# [Aim of the task]
Which lines hold the word "down"? Copy each one.

# [Data lines]
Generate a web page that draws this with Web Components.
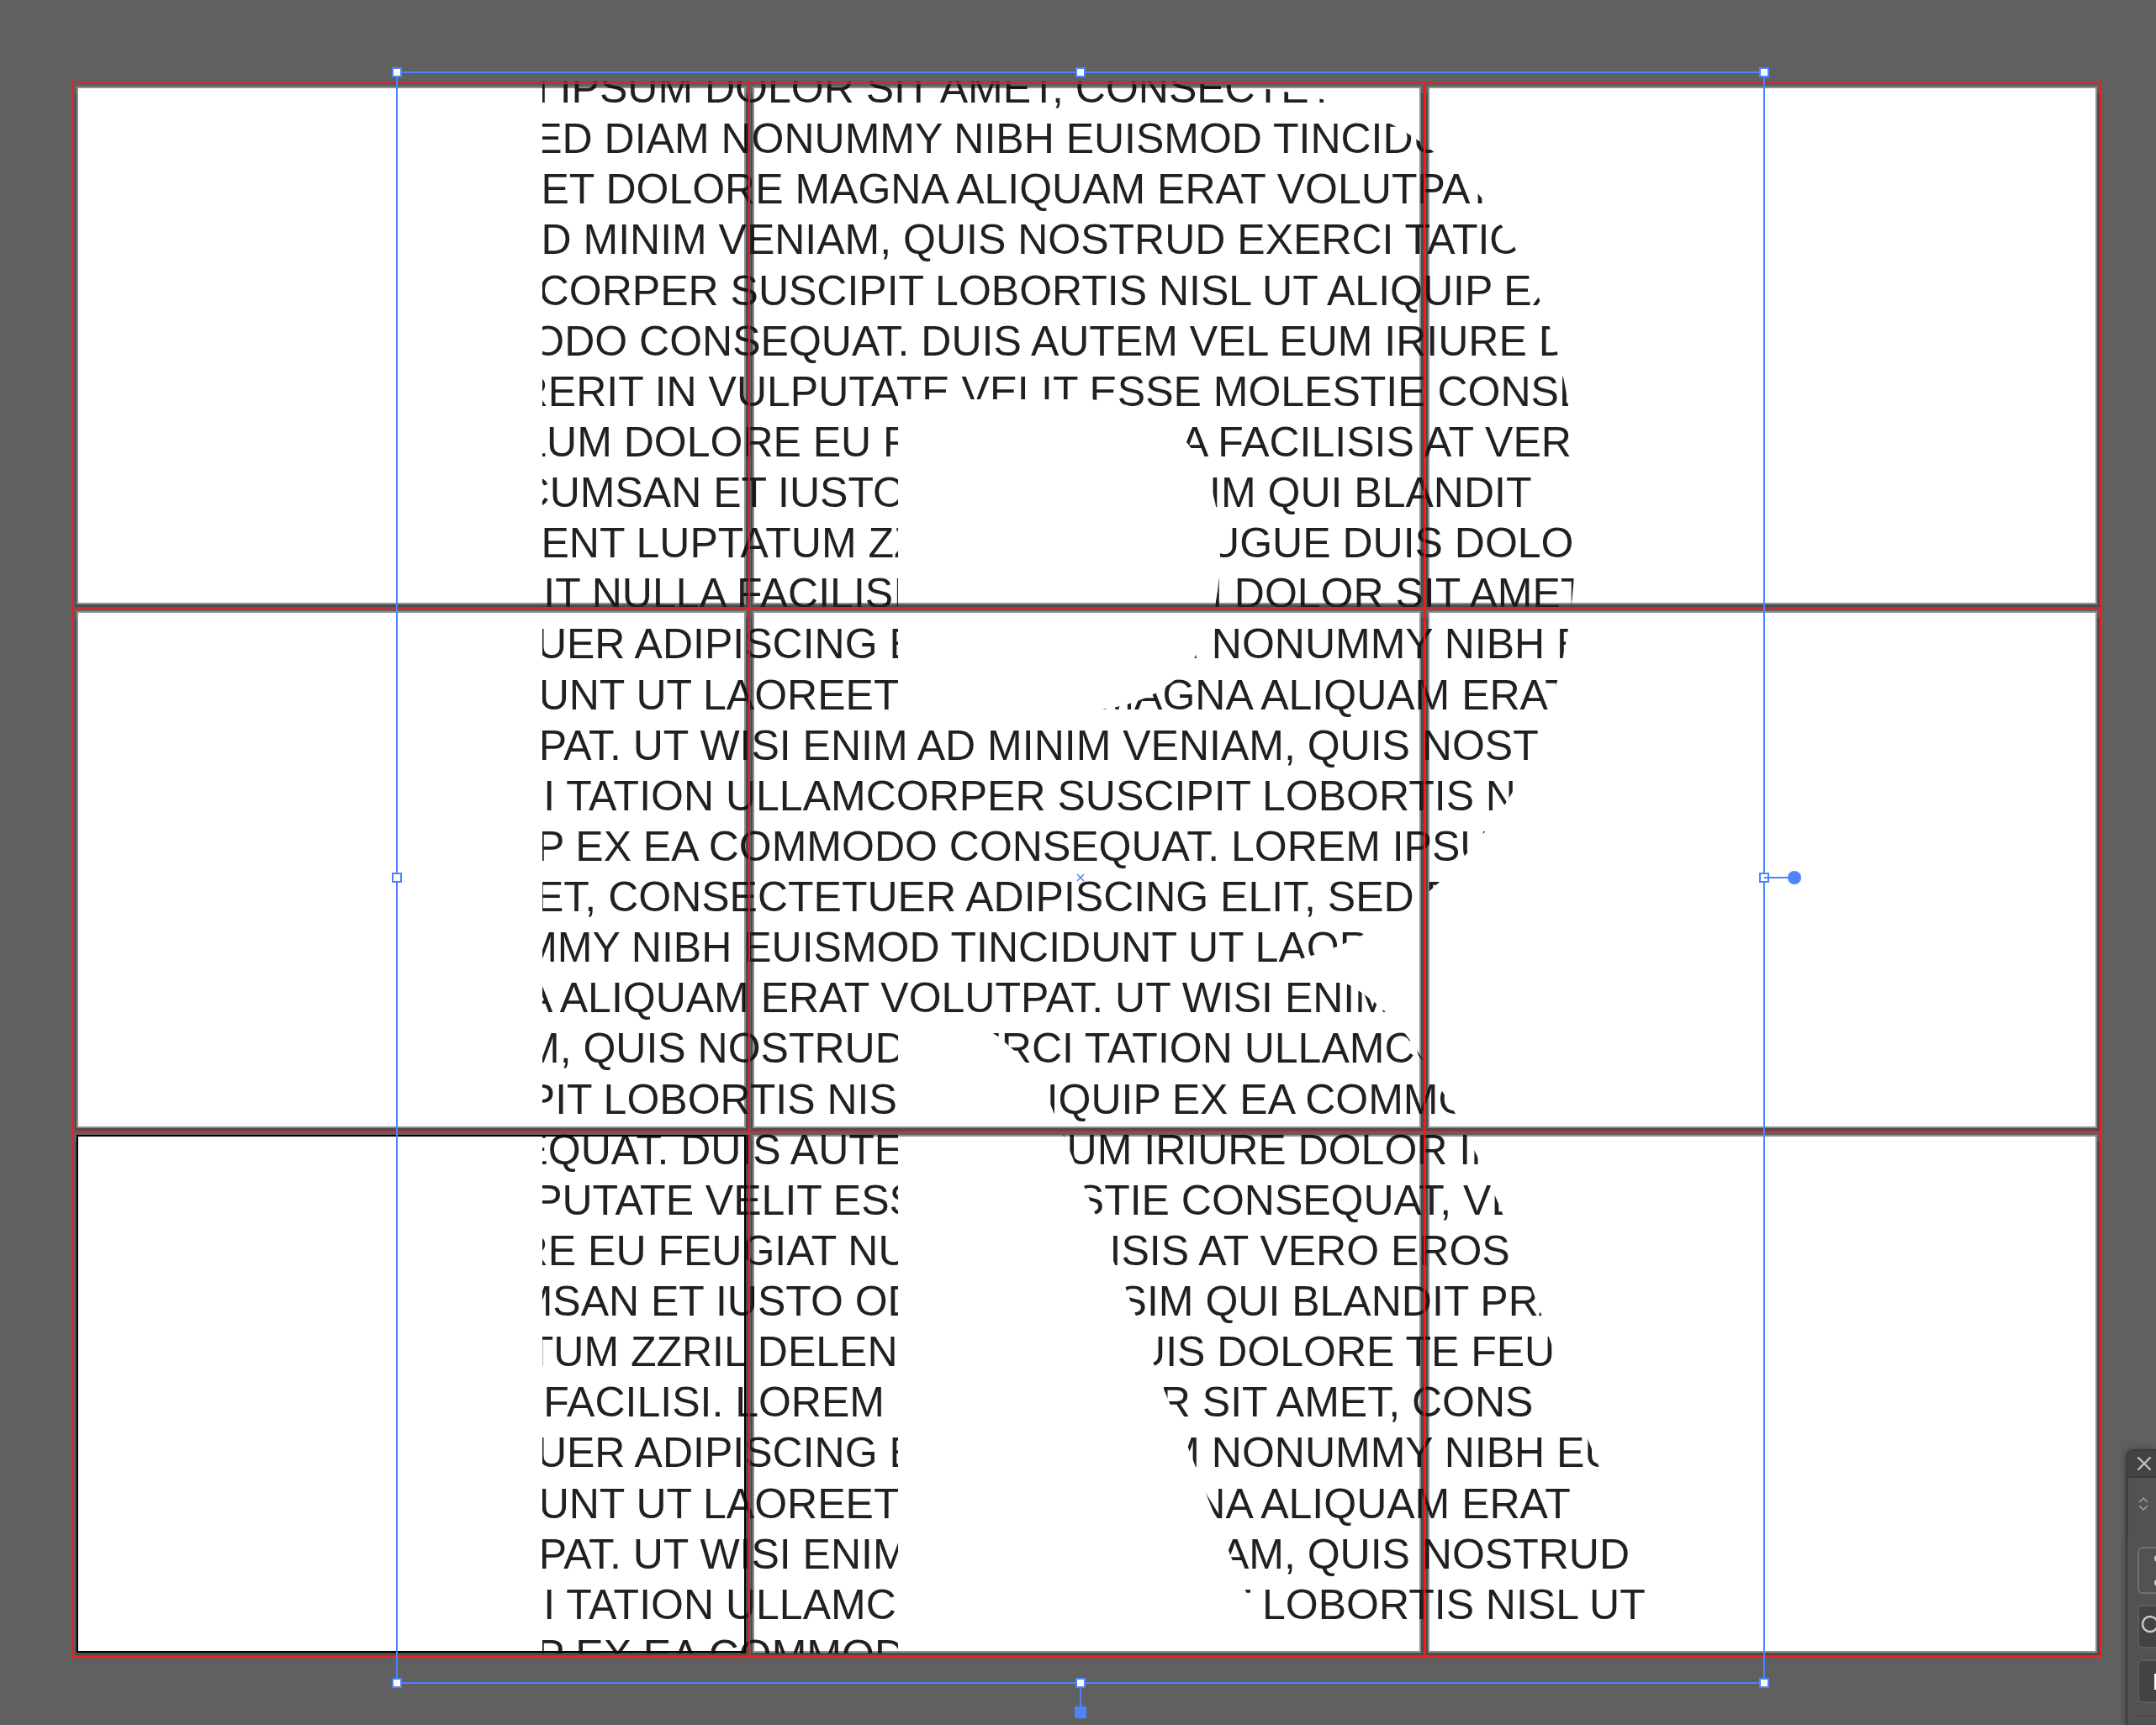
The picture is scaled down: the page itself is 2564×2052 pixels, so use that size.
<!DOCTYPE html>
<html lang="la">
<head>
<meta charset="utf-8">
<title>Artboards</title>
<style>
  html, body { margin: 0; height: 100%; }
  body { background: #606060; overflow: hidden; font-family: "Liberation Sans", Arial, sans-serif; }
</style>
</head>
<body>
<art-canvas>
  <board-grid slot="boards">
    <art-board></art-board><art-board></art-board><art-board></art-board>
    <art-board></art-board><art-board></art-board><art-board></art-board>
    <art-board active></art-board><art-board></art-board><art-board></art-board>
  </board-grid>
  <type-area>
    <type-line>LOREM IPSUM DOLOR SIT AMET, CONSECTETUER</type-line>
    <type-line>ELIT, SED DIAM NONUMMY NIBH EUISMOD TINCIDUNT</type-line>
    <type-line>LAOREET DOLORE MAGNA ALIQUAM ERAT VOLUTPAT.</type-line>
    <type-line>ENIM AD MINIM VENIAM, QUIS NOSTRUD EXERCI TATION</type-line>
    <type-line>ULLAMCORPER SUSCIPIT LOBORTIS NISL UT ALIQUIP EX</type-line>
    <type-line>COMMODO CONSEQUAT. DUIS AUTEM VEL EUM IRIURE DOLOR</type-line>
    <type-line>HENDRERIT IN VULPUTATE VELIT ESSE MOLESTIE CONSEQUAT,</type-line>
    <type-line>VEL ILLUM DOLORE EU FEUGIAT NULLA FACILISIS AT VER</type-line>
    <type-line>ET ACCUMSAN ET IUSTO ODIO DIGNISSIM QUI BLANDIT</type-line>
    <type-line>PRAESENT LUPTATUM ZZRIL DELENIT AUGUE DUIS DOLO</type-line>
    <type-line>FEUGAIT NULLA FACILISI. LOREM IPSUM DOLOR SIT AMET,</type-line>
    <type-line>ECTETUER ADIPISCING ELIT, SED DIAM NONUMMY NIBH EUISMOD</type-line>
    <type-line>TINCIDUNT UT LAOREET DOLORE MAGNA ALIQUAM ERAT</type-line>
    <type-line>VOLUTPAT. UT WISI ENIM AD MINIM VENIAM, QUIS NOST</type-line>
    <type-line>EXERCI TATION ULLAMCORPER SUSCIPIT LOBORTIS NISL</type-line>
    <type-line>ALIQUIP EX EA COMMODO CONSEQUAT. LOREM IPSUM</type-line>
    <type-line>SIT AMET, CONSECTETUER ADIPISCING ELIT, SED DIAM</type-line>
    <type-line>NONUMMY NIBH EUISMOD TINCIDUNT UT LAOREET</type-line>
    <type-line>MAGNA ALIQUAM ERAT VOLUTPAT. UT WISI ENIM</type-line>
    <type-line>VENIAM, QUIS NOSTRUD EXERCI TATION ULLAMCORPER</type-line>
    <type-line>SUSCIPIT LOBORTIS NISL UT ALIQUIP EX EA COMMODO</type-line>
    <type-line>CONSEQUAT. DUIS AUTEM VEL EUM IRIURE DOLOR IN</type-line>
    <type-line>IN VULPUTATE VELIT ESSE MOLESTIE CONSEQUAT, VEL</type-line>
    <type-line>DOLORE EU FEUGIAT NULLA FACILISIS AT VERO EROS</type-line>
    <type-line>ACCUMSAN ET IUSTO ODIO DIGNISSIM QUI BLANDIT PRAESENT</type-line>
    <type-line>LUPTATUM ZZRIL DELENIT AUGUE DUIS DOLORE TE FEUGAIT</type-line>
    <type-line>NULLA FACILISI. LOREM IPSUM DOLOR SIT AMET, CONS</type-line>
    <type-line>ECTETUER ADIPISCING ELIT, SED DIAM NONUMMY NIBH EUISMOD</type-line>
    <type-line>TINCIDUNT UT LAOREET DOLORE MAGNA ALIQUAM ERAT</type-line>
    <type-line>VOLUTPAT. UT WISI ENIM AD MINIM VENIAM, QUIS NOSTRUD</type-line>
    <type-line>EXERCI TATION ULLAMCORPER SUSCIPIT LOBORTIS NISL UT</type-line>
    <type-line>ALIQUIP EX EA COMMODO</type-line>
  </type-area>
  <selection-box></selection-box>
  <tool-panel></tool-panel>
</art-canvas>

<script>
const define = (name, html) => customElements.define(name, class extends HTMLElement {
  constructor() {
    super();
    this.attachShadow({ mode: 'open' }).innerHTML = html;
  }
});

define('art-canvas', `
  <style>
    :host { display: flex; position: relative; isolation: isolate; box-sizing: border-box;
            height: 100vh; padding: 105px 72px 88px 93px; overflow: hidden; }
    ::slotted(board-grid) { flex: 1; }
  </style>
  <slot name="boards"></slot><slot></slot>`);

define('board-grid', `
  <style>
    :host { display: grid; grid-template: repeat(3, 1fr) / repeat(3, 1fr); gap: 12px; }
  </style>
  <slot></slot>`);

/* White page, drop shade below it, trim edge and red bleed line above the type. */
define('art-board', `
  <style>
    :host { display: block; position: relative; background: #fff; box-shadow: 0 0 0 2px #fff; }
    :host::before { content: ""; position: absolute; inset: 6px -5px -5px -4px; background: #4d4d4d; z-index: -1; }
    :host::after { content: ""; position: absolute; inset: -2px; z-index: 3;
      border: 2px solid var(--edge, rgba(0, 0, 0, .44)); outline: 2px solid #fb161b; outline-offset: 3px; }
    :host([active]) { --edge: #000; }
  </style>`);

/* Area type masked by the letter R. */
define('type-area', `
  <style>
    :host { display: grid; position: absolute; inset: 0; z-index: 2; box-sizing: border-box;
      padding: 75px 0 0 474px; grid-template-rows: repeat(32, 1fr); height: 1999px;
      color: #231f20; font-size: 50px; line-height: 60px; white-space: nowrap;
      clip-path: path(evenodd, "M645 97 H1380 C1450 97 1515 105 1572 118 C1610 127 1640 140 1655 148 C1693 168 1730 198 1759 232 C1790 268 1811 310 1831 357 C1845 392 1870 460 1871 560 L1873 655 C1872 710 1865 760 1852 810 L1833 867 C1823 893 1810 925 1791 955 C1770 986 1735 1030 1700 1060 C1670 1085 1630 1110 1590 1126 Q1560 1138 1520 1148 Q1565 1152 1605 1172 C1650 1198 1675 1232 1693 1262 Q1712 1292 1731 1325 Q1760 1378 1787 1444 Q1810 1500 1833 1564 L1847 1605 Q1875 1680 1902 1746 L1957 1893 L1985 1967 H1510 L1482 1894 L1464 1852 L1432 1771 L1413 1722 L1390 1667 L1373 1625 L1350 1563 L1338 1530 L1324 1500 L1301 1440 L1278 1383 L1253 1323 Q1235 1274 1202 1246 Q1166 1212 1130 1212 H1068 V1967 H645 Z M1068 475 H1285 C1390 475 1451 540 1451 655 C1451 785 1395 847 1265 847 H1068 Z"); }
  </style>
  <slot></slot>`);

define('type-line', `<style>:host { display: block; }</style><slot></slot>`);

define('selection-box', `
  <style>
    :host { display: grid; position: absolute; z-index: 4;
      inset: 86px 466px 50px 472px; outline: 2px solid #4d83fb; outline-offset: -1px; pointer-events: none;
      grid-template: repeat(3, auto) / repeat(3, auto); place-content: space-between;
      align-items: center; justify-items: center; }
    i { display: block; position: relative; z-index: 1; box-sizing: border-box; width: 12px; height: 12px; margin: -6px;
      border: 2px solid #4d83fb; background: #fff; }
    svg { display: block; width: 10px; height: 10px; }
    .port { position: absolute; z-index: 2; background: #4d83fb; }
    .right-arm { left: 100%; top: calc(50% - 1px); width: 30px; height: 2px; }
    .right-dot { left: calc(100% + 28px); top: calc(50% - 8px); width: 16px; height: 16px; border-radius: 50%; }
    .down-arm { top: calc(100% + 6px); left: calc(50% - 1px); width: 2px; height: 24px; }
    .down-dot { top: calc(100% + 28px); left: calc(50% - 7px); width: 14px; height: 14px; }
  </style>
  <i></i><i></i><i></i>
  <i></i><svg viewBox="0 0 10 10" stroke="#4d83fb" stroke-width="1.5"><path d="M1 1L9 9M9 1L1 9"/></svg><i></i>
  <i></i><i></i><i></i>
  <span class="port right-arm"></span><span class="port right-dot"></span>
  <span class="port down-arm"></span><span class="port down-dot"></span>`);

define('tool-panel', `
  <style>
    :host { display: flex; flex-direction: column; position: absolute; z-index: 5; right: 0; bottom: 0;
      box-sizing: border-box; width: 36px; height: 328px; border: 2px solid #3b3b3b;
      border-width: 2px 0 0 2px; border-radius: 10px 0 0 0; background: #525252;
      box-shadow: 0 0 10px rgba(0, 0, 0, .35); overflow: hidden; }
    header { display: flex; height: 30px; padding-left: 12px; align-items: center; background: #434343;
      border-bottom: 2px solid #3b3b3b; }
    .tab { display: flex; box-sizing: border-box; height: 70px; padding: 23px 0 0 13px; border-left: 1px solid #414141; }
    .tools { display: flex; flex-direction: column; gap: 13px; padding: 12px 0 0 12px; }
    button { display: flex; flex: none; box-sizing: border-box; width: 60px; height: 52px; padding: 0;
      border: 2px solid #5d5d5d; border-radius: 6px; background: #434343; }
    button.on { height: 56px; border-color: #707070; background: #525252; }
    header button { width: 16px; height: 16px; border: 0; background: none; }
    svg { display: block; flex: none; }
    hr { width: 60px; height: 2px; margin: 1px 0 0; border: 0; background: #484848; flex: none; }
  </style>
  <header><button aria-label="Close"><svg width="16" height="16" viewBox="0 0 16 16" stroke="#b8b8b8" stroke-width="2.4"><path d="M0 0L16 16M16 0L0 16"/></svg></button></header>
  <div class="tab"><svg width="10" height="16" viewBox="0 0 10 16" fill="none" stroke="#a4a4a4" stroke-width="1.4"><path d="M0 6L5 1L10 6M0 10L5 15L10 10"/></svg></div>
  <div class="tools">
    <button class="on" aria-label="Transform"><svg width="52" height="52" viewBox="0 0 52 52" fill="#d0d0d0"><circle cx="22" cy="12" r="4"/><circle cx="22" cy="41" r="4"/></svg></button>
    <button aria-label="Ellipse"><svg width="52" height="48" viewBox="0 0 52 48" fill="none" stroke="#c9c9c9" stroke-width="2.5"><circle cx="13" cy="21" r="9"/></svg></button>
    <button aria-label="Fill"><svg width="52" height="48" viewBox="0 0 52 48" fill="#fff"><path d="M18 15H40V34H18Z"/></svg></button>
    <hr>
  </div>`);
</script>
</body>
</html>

# [Solved exercise]
The picture is scaled down: the page itself is 2564×2052 pixels, so use that size.
    .down-arm { top: calc(100% + 6px); left: calc(50% - 1px); width: 2px; height: 24px; }
    .down-dot { top: calc(100% + 28px); left: calc(50% - 7px); width: 14px; height: 14px; }
  <span class="port down-arm"></span><span class="port down-dot"></span>`);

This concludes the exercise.